An Arab-American man in San Rafael–a U.S. citizen and long-time Marin County resident–is accusing police of secretly attaching a GPS tracking device to his car.

That allegation from retired grocery and gas-station owner Abdo Alwareeth stems from a 2008 incident and comes just two weeks after a similar case in the South Bay. That’s where an Arab-American junior college student discovered that a tracking device had been installed on his vehicle by the FBI.

Civil liberties lawyers say they believe there may be numerous other cases of authorities tracking individuals without warrants. But the courts are split on whether a warrant is even needed.

Alwareeth says that he found the device under his car two years ago while taking an auto maintenance class. After he retired, Alwareeth says, he wanted to do community service and signed up to become an in-home care worker in Marin County. The county paid car expenses to staff who took the auto repair class, that included examining the undercarriage of each student’s car.

On October 8, KGO-TV aired an interview with 20-year-old Yasir Afifi, a half-Egyptian, American citizen who also discovered a GPS device under his car and was later visited and questioned by the FBI.

In light of the Juan Williams controversy (Google search provided in case you don’t listen to NPR, Fox News, CNN, MSNBC, the conversation in the break room at work, or the random effusions of people on the street), I’m finding these reports especially interesting.

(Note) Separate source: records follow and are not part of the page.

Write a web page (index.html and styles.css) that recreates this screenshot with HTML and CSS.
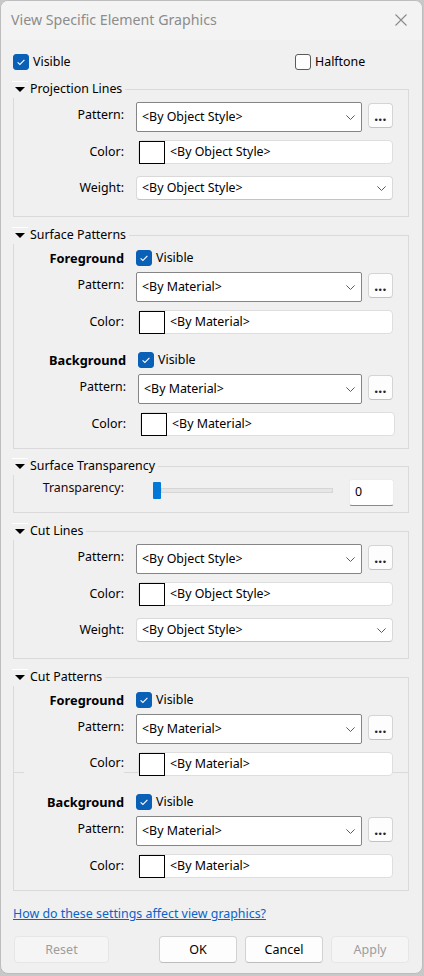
FILE: index.html
```html
<!DOCTYPE html>
<html>
<head>
<meta charset="utf-8">
<title>View Specific Element Graphics</title>
<link rel="stylesheet" href="styles.css">
</head>
<body>
<div class="win">
  <div class="titlebar">
    <span class="title">View Specific Element Graphics</span>
    <svg class="close" width="12" height="12" viewBox="0 0 12 12"><path d="M0.5 0.5L11.5 11.5M11.5 0.5L0.5 11.5" stroke="#8a8a8a" stroke-width="1.1" fill="none"/></svg>
  </div>
  <div class="content">
    <div class="toprow">
      <div class="chk"><span class="box on"><svg width="16" height="16" viewBox="0 0 16 16"><path d="M4.6 8.3L6.9 10.5L11.4 5.9" fill="none" stroke="#fff" stroke-width="1.1"/></svg></span><span class="chk-text">Visible</span></div>
      <div class="chk"><span class="box"></span><span class="chk-text">Halftone</span></div>
    </div>

    <section class="group g1">
      <div class="ghead"><span class="tw"><span class="tri"></span></span><span class="gtitle">Projection Lines</span><span class="rule"></span></div>
      <div class="gbody lines">
        <div class="row r30"><span class="lbl up">Pattern:</span><div class="select pat"><span class="val">&lt;By Object Style&gt;</span><svg class="chev" width="9" height="5" viewBox="0 0 9 5"><path d="M0.4 0.4L4.5 4.5L8.6 0.4" fill="none" stroke="#5c5c5c"/></svg></div><span class="dots">...</span></div>
        <div class="row r24 gap8"><span class="lbl">Color:</span><div class="color"><span class="sw"></span><span class="val">&lt;By Object Style&gt;</span></div></div>
        <div class="row r24 gap12"><span class="lbl">Weight:</span><div class="select wide"><span class="val">&lt;By Object Style&gt;</span><svg class="chev" width="9" height="5" viewBox="0 0 9 5"><path d="M0.4 0.4L4.5 4.5L8.6 0.4" fill="none" stroke="#5c5c5c"/></svg></div></div>
      </div>
    </section>

    <section class="group">
      <div class="ghead"><span class="tw"><span class="tri"></span></span><span class="gtitle">Surface Patterns</span><span class="rule"></span></div>
      <div class="gbody pats">
        <div class="row r16"><span class="lbl bold">Foreground</span><div class="chk"><span class="box on"><svg width="16" height="16" viewBox="0 0 16 16"><path d="M4.6 8.3L6.9 10.5L11.4 5.9" fill="none" stroke="#fff" stroke-width="1.1"/></svg></span><span class="chk-text">Visible</span></div></div>
        <div class="row r30 gap6"><span class="lbl up">Pattern:</span><div class="select pat"><span class="val">&lt;By Material&gt;</span><svg class="chev" width="9" height="5" viewBox="0 0 9 5"><path d="M0.4 0.4L4.5 4.5L8.6 0.4" fill="none" stroke="#5c5c5c"/></svg></div><span class="dots">...</span></div>
        <div class="row r24 gap8"><span class="lbl">Color:</span><div class="color"><span class="sw"></span><span class="val">&lt;By Material&gt;</span></div></div>
        <div class="row r16 gap18 shift"><span class="lbl bold">Background</span><div class="chk"><span class="box on"><svg width="16" height="16" viewBox="0 0 16 16"><path d="M4.6 8.3L6.9 10.5L11.4 5.9" fill="none" stroke="#fff" stroke-width="1.1"/></svg></span><span class="chk-text">Visible</span></div></div>
        <div class="row r30 gap6 shift"><span class="lbl up">Pattern:</span><div class="select pat"><span class="val">&lt;By Material&gt;</span><svg class="chev" width="9" height="5" viewBox="0 0 9 5"><path d="M0.4 0.4L4.5 4.5L8.6 0.4" fill="none" stroke="#5c5c5c"/></svg></div><span class="dots">...</span></div>
        <div class="row r24 gap8 shift"><span class="lbl">Color:</span><div class="color"><span class="sw"></span><span class="val">&lt;By Material&gt;</span></div></div>
      </div>
    </section>

    <section class="group g3">
      <div class="ghead"><span class="tw"><span class="tri"></span></span><span class="gtitle">Surface Transparency</span><span class="rule"></span></div>
      <div class="gbody trans">
        <div class="row rt"><span class="lbl dark">Transparency:</span>
          <div class="slider"><span class="thumb"></span><span class="track"></span></div>
          <div class="num">0</div>
        </div>
      </div>
    </section>

    <section class="group">
      <div class="ghead"><span class="tw"><span class="tri"></span></span><span class="gtitle">Cut Lines</span><span class="rule"></span></div>
      <div class="gbody lines">
        <div class="row r30"><span class="lbl up">Pattern:</span><div class="select pat"><span class="val">&lt;By Object Style&gt;</span><svg class="chev" width="9" height="5" viewBox="0 0 9 5"><path d="M0.4 0.4L4.5 4.5L8.6 0.4" fill="none" stroke="#5c5c5c"/></svg></div><span class="dots">...</span></div>
        <div class="row r24 gap8"><span class="lbl">Color:</span><div class="color"><span class="sw"></span><span class="val">&lt;By Object Style&gt;</span></div></div>
        <div class="row r24 gap12"><span class="lbl">Weight:</span><div class="select wide"><span class="val">&lt;By Object Style&gt;</span><svg class="chev" width="9" height="5" viewBox="0 0 9 5"><path d="M0.4 0.4L4.5 4.5L8.6 0.4" fill="none" stroke="#5c5c5c"/></svg></div></div>
      </div>
    </section>

    <section class="group">
      <div class="ghead"><span class="tw"><span class="tri"></span></span><span class="gtitle">Cut Patterns</span><span class="rule"></span></div>
      <div class="gbody pats cutpats">
        <span class="ghost"></span>
        <div class="row r16"><span class="lbl bold">Foreground</span><div class="chk"><span class="box on"><svg width="16" height="16" viewBox="0 0 16 16"><path d="M4.6 8.3L6.9 10.5L11.4 5.9" fill="none" stroke="#fff" stroke-width="1.1"/></svg></span><span class="chk-text">Visible</span></div></div>
        <div class="row r30 gap6"><span class="lbl up">Pattern:</span><div class="select pat"><span class="val">&lt;By Material&gt;</span><svg class="chev" width="9" height="5" viewBox="0 0 9 5"><path d="M0.4 0.4L4.5 4.5L8.6 0.4" fill="none" stroke="#5c5c5c"/></svg></div><span class="dots">...</span></div>
        <div class="row r24 gap8"><span class="lbl masked">Color:</span><div class="color"><span class="sw"></span><span class="val">&lt;By Material&gt;</span></div></div>
        <div class="row r16 gap18"><span class="lbl bold">Background</span><div class="chk"><span class="box on"><svg width="16" height="16" viewBox="0 0 16 16"><path d="M4.6 8.3L6.9 10.5L11.4 5.9" fill="none" stroke="#fff" stroke-width="1.1"/></svg></span><span class="chk-text">Visible</span></div></div>
        <div class="row r30 gap6"><span class="lbl up">Pattern:</span><div class="select pat"><span class="val">&lt;By Material&gt;</span><svg class="chev" width="9" height="5" viewBox="0 0 9 5"><path d="M0.4 0.4L4.5 4.5L8.6 0.4" fill="none" stroke="#5c5c5c"/></svg></div><span class="dots">...</span></div>
        <div class="row r24 gap8"><span class="lbl">Color:</span><div class="color"><span class="sw"></span><span class="val">&lt;By Material&gt;</span></div></div>
      </div>
    </section>

    <a class="link" href="#">How do these settings affect view graphics?</a>

    <div class="buttons">
      <span class="btn reset disabled">Reset</span>
      <span class="btn ok">OK</span>
      <span class="btn">Cancel</span>
      <span class="btn disabled">Apply</span>
    </div>
  </div>
</div>
</body>
</html>
```

FILE: styles.css
```css
* { box-sizing: border-box; margin: 0; padding: 0; }
html, body { width: 424px; height: 976px; overflow: hidden; }
body {
  background: #c8c8c8;
  font-family: "Noto Sans", "Liberation Sans", sans-serif;
  font-size: 12.4px;
  color: #000;
}
.win {
  width: 423px;
  height: 974px;
  background: #f0f0f0;
  border: 1px solid #bdbdbd;
  border-radius: 8px;
  overflow: hidden;
  display: flex;
  flex-direction: column;
}
.titlebar {
  height: 39px;
  flex: none;
  background: #f3f3f3;
  display: flex;
  align-items: center;
  justify-content: space-between;
  padding: 0 15px 2px 10px;
}
.title { font-size: 14.2px; color: #8c8c8c; line-height: 20px; }
.close { display: block; }

.content { padding: 14px 0 0 12px; display: flex; flex-direction: column; }

.toprow { display: grid; grid-template-columns: 282px auto; height: 16px; }
.chk { display: flex; align-items: center; height: 16px; }
.box {
  width: 16px; height: 16px; flex: none;
  border: 1px solid #5a5a5a; border-radius: 3px; background: #fdfdfd;
  display: block;
}
.box.on { background: #0a5fb6; border-color: #0a5fb6; }
.box svg { display: block; margin: -1px; }
.chk-text { margin-left: 4px; line-height: 16px; }

.group { width: 396px; margin-top: 9px; }
.g1 { margin-top: 10px; }
.g3 { margin-top: 8px; }
.ghead { display: flex; height: 18px; }
.tw {
  width: 16px; height: 16px; margin-left: -1px; margin-top: 1px;
  border-top: 1px solid #ffffff;
  display: flex; align-items: center; justify-content: center;
}
.tri {
  width: 0; height: 0;
  border-left: 5px solid transparent;
  border-right: 5px solid transparent;
  border-top: 5px solid #000;
  margin-top: -1px;
}
.gtitle { margin-left: 2px; line-height: 18px; white-space: nowrap; }
.rule {
  flex: 1;
  margin-top: 9px;
  margin-left: 3px;
  border-top: 1px solid #dadada;
  border-right: 1px solid #dadada;
}
.gbody {
  border: 1px solid #dadada;
  border-top: none;
  display: flex;
  flex-direction: column;
  position: relative;
}
.lines { padding: 4px 0 16px; }
.pats { padding: 6px 0 12px; }
.trans { padding: 4px 0 6px; }

.row { display: flex; align-items: center; }
.r30 { height: 30px; }
.r24 { height: 24px; }
.r16 { height: 16px; }
.gap6 { margin-top: 6px; }
.gap8 { margin-top: 8px; }
.gap12 { margin-top: 12px; }
.gap18 { margin-top: 18px; }

.lbl {
  width: 110px; flex: none; margin-right: 12px;
  text-align: right; line-height: 16px; white-space: nowrap;
}
.lbl.up { margin-top: -5px; }
.lbl.bold { font-weight: bold; font-size: 12.8px; }
.lbl.dark { color: #1c0606; }
.lbl.masked {
  position: relative; z-index: 1;
  margin-left: 10px; width: 100px;
  align-self: stretch; line-height: 22px;
  background: #f0f0f0;
}
.shift .lbl { width: 112px; }

.select {
  height: 100%;
  background: #fff;
  display: flex; align-items: center; justify-content: space-between;
  padding: 0 6px 0 5px;
}
.select.pat {
  width: 226px;
  border: 1px solid #858585;
  border-radius: 2px;
}
.shift .select.pat { width: 224px; }
.select.wide {
  width: 257px;
  border: 1px solid #d9d9d9;
  border-bottom-color: #c4c4c4;
  border-radius: 4px;
}
.val { white-space: nowrap; line-height: 16px; }
.chev { display: block; flex: none; }

.dots {
  width: 25px; height: 25px; margin-left: 6px; align-self: flex-start; margin-top: 1px;
  background: #fdfdfd;
  border: 1px solid #d4d4d4; border-bottom-color: #c2c2c2;
  border-radius: 4px;
  font-weight: bold; font-size: 14px; color: #2a2320;
  text-align: center; line-height: 24px; letter-spacing: 0.3px;
}

.color {
  position: relative; z-index: 1;
  width: 255px; height: 24px; margin-left: 2px;
  background: #fff;
  border: 1px solid #dedede;
  border-radius: 4px;
  display: flex; align-items: center;
}
.sw {
  width: 26px; height: 23px; flex: none;
  border: 1px solid #000;
  background: #fff;
}
.color .val { margin-left: 5px; }

.ghost {
  position: absolute; left: 0; right: 0; top: 86px; height: 1px;
  background: #dadada;
}

.rt { height: 27px; align-items: flex-start; }
.rt .lbl { line-height: 16px; margin-top: 1px; }
.slider {
  width: 180px; margin-left: 17px; margin-top: 3px; height: 17px;
  display: flex; align-items: center;
}
.thumb { width: 8px; height: 17px; background: #0078d7; border-radius: 1px; flex: none; }
.track {
  flex: 1; height: 5px;
  background: #e6e6e6; border: 1px solid #d6d6d6;
}
.num {
  width: 45px; height: 27px; margin-left: 16px;
  background: #fff;
  border: 1px solid #ececec; border-bottom: 1px solid #8a8a8a;
  border-radius: 3px;
  padding: 3px 0 0 5px; line-height: 18px;
}

.link {
  margin-top: 15px;
  color: #0a63c9;
  text-decoration: underline;
  line-height: 16px;
  align-self: flex-start;
}

.buttons { display: flex; margin-top: 14px; padding-left: 1px; }
.btn {
  width: 78px; height: 27px;
  background: #fdfdfd;
  border: 1px solid #d2d2d2; border-bottom-color: #bdbdbd;
  border-radius: 4px;
  display: flex; align-items: center; justify-content: center;
  font-size: 12.5px;
  margin-left: 8px;
}
.btn.reset { width: 95px; margin-left: 0; }
.btn.ok { margin-left: 50px; }
.btn.disabled {
  background: #f5f5f5;
  border-color: #e6e6e6;
  color: #9d9d9d;
}
```
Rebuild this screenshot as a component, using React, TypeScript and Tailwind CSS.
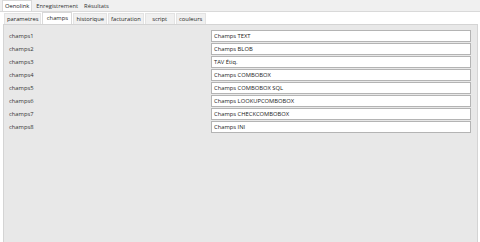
import React from "react";

const topTabs = ["Oenolink", "Enregistrement", "Résultats"];
const subTabs = ["parametres", "champs", "historique", "facturation", "script", "couleurs"];
const champs = [
  { label: "champs1", value: "Champs TEXT" },
  { label: "champs2", value: "Champs BLOB" },
  { label: "champs3", value: "TAV Étiq." },
  { label: "champs4", value: "Champs COMBOBOX" },
  { label: "champs5", value: "Champs COMBOBOX SQL" },
  { label: "champs6", value: "Champs LOOKUPCOMBOBOX" },
  { label: "champs7", value: "Champs CHECKCOMBOBOX" },
  { label: "champs8", value: "Champs INI" },
];

const App = () => {
  return (
    <div
      className="w-[480px] h-[242px] bg-[#f0f0f0] text-[5.8px] text-[#222] flex flex-col overflow-hidden"
      style={{ fontFamily: '"Open Sans", "Noto Sans", sans-serif' }}
    >
      <div className="flex h-[11px] pl-[2px] items-end gap-[2px]">
        {topTabs.map((t, i) => (
          <div
            key={t}
            className={
              i === 0
                ? "h-[11px] px-[2px] bg-white border border-b-0 border-[#d9d9d9] leading-[10px] font-medium"
                : "h-[10px] px-[2px] leading-[10px] font-medium text-[#333]"
            }
          >
            {t}
          </div>
        ))}
      </div>
      <div className="flex-1 flex flex-col bg-white border-t border-[#d9d9d9]">
        <div className="flex h-[12px] pl-[4px] items-end bg-white gap-[1px]">
          {subTabs.map((t) => (
            <div
              key={t}
              className={
                t === "champs"
                  ? "h-[12px] min-w-[30px] px-[2px] text-center bg-white leading-[11px] border border-b-0 border-[#d9d9d9]"
                  : "h-[11px] min-w-[30px] px-[2px] text-center bg-[#f0f0f0] border border-b-0 border-[#e3e3e3] leading-[10px]"
              }
            >
              {t}
            </div>
          ))}
        </div>
        <div className="flex-1 ml-[3px] mr-[2px] bg-[#e8e8e8] border border-[#d4d4d4] border-b-0 pt-[5px] pr-[6px] pl-[5px] flex flex-col gap-[1px]">
          {champs.map((c) => (
            <div key={c.label} className="flex items-center h-[12px]">
              <div className="w-[202px] text-[#333]">{c.label}</div>
              <div className="flex-1 h-[12px] bg-white border border-[#b4b4b4] leading-[10px] px-[2px]">
                {c.value}
              </div>
            </div>
          ))}
        </div>
      </div>
    </div>
  );
};

export default App;
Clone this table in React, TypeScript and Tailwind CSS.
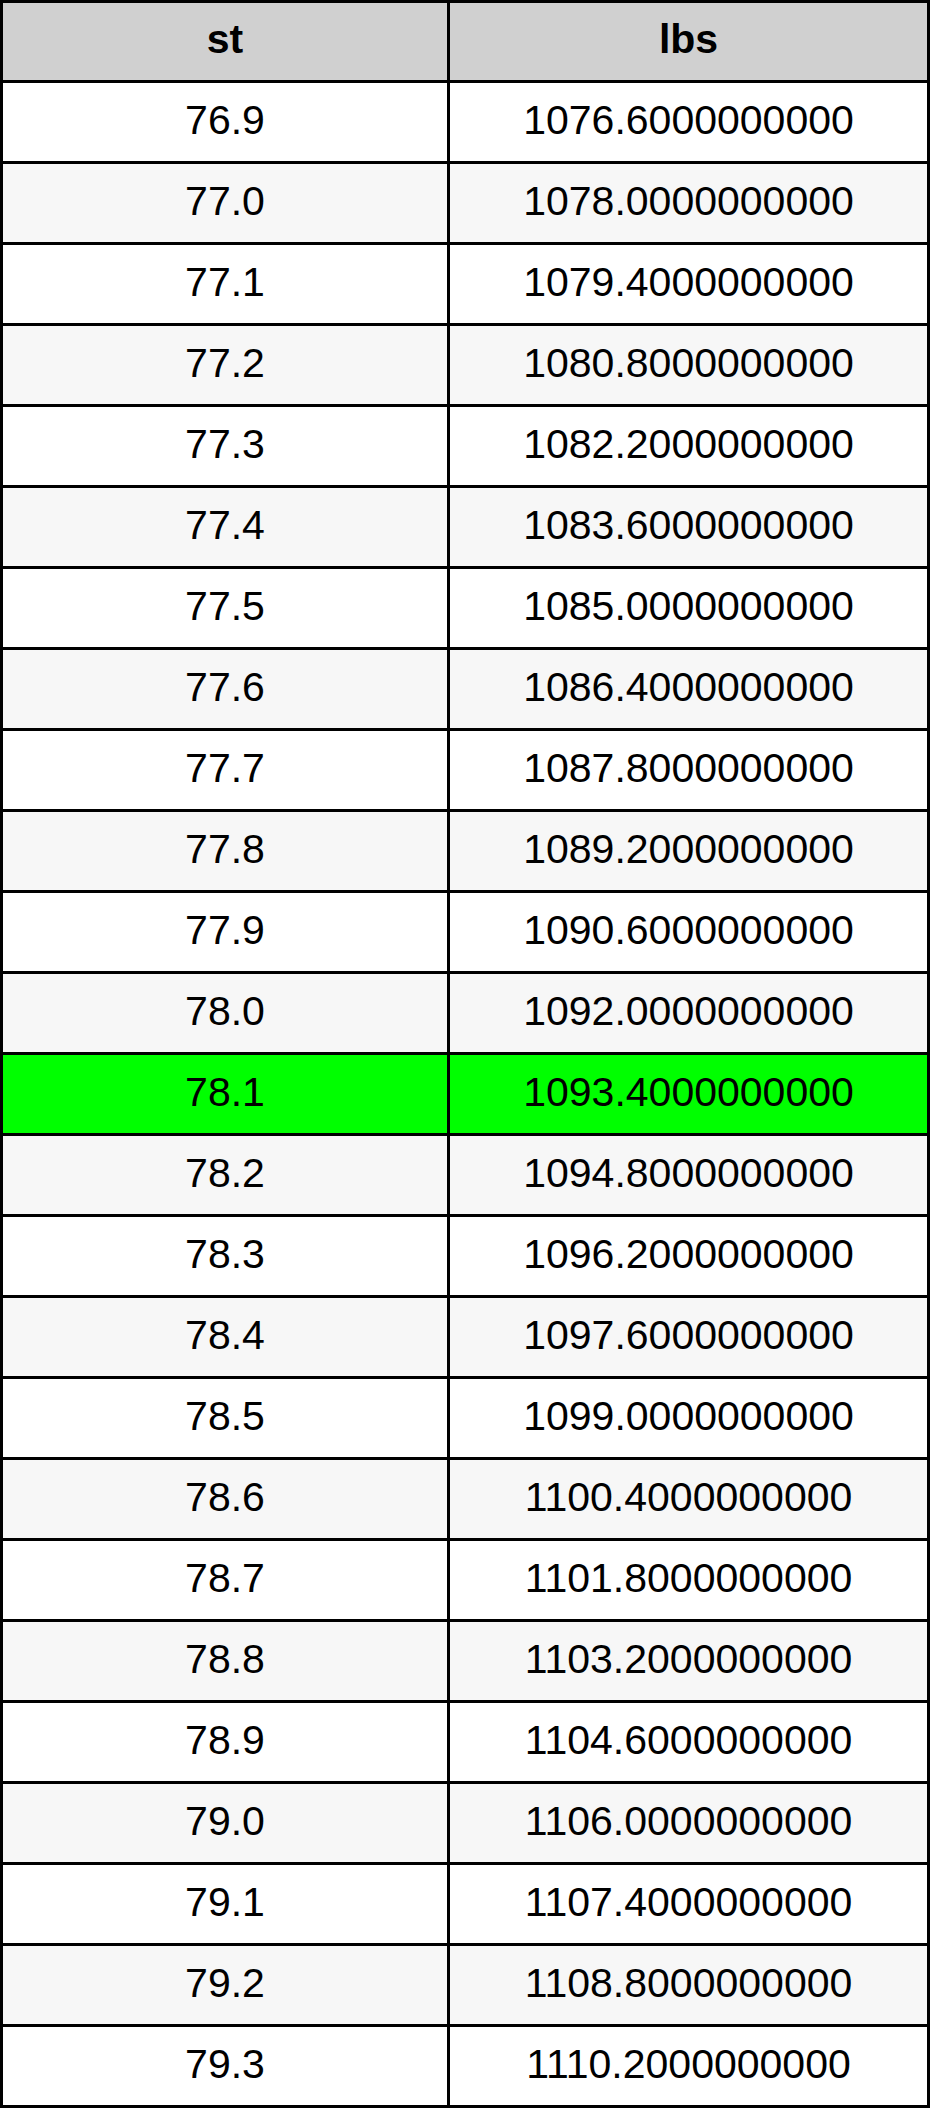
import React from "react";

const rows: [string, string][] = [];
for (let i = 0; i < 25; i++) {
  const st = 76.9 + i * 0.1;
  const lbs = st * 14;
  rows.push([st.toFixed(1), lbs.toFixed(10)]);
}

export default function App() {
  return (
    <div className="w-[930px] bg-white" style={{ fontFamily: '"Liberation Sans", Arial, sans-serif' }}>
      <div className="w-[930px] border-[3px] border-black text-black text-[41px] leading-none">
        <div className="flex h-[77px] bg-[#d0d0d0] font-bold">
          <div className="w-[444px] flex items-center justify-center pb-[4px]">st</div>
          <div className="w-[3px] bg-black" />
          <div className="flex-1 flex items-center justify-center pb-[4px]">lbs</div>
        </div>
        {rows.map(([a, b], i) => {
          const bg = a === "78.1" ? "bg-[#00ff00]" : i % 2 === 0 ? "bg-white" : "bg-[#f7f7f7]";
          return (
            <div key={a} className={`flex h-[81px] border-t-[3px] border-black ${bg}`}>
              <div className="w-[444px] flex items-center justify-center pb-[4px]">{a}</div>
              <div className="w-[3px] bg-black" />
              <div className="flex-1 flex items-center justify-center pb-[4px]">{b}</div>
            </div>
          );
        })}
      </div>
    </div>
  );
}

Whatever you think about Williams’ comments, or his right to make those comments on-air without getting the axe, it’s at least instructive to hear first-hand the kind of close scrutiny that some Arab Americans who feel perfectly innocent of any crime now live under. And I imagine that it can’t be too pleasant to hear the raw fear of them as a group, which obviously some people do experience, spoken aloud on television.